Choosing GTD software in 2026: decision criteria that matter

Ignore marketing checklists and focus on how you actually work.

Pick the tool that wins on your constraints:

  • If you’re managing personal work only: prioritize speed of capture + frictionless mobile.
  • If you’re coordinating with a team: prioritize shared projects, permissions, and notifications.
  • If you’re easily distracted: choose the simplest UI that still supports filters.

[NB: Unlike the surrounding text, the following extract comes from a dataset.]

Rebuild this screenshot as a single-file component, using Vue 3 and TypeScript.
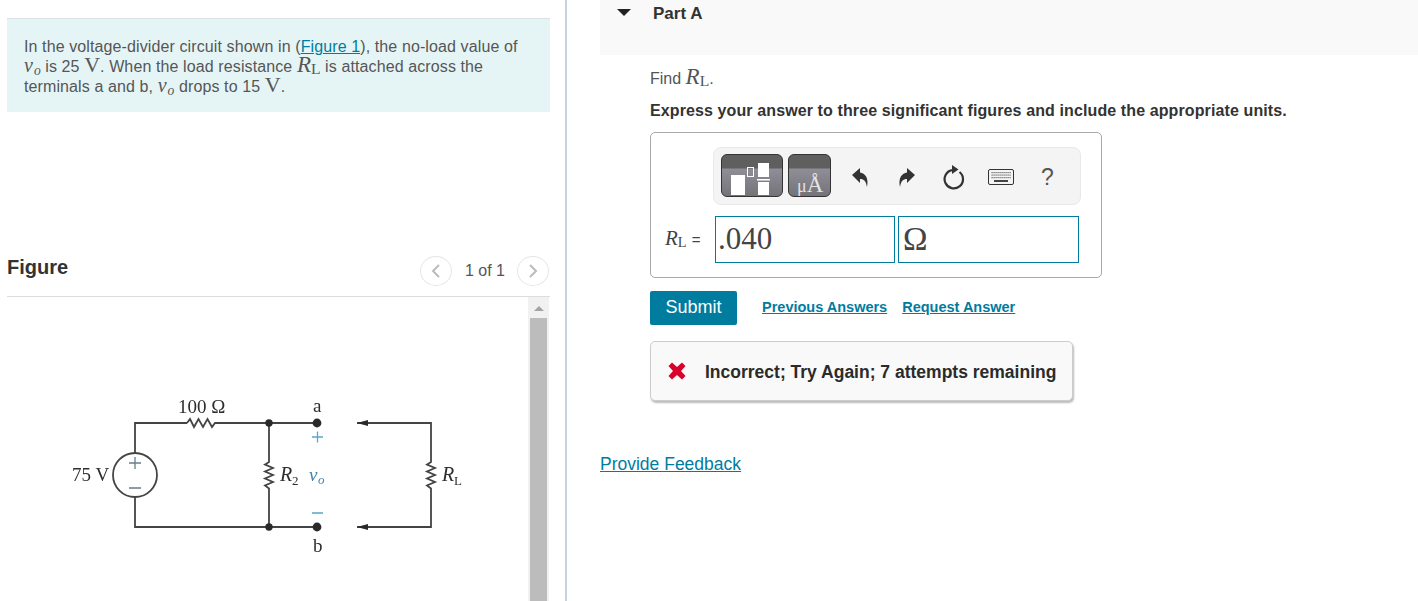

Signals a tool will not work for you:

  • you need 6 clicks to add a task
  • the inbox is optional or hidden
  • you can’t easily see “all next actions” by tag/context
  • you dread the weekly review because scanning projects is painful

A note on AI in 2026: auto-summarization and suggested next steps are helpful, but they don’t replace the clarify step. If the system becomes “AI decides,” trust collapses.

My 2026 GTD recommendation (soft, realistic)

If you want one “best” answer, you won’t get it from me—because GTD success is mostly behavioral. But here’s the pragmatic shortlist:

  • Choose Asana if you want clean execution and minimal customization.
  • Choose ClickUp if you need flexibility and don’t mind tuning the workspace.
  • Choose notion if your GTD system must live alongside knowledge management and you enjoy building structure.

If you’re evaluating new Productivity SaaS options this year, run a 14-day test with one rule: Inbox to zero daily + one weekly review. The tool that makes that easiest is your GTD software for 2026.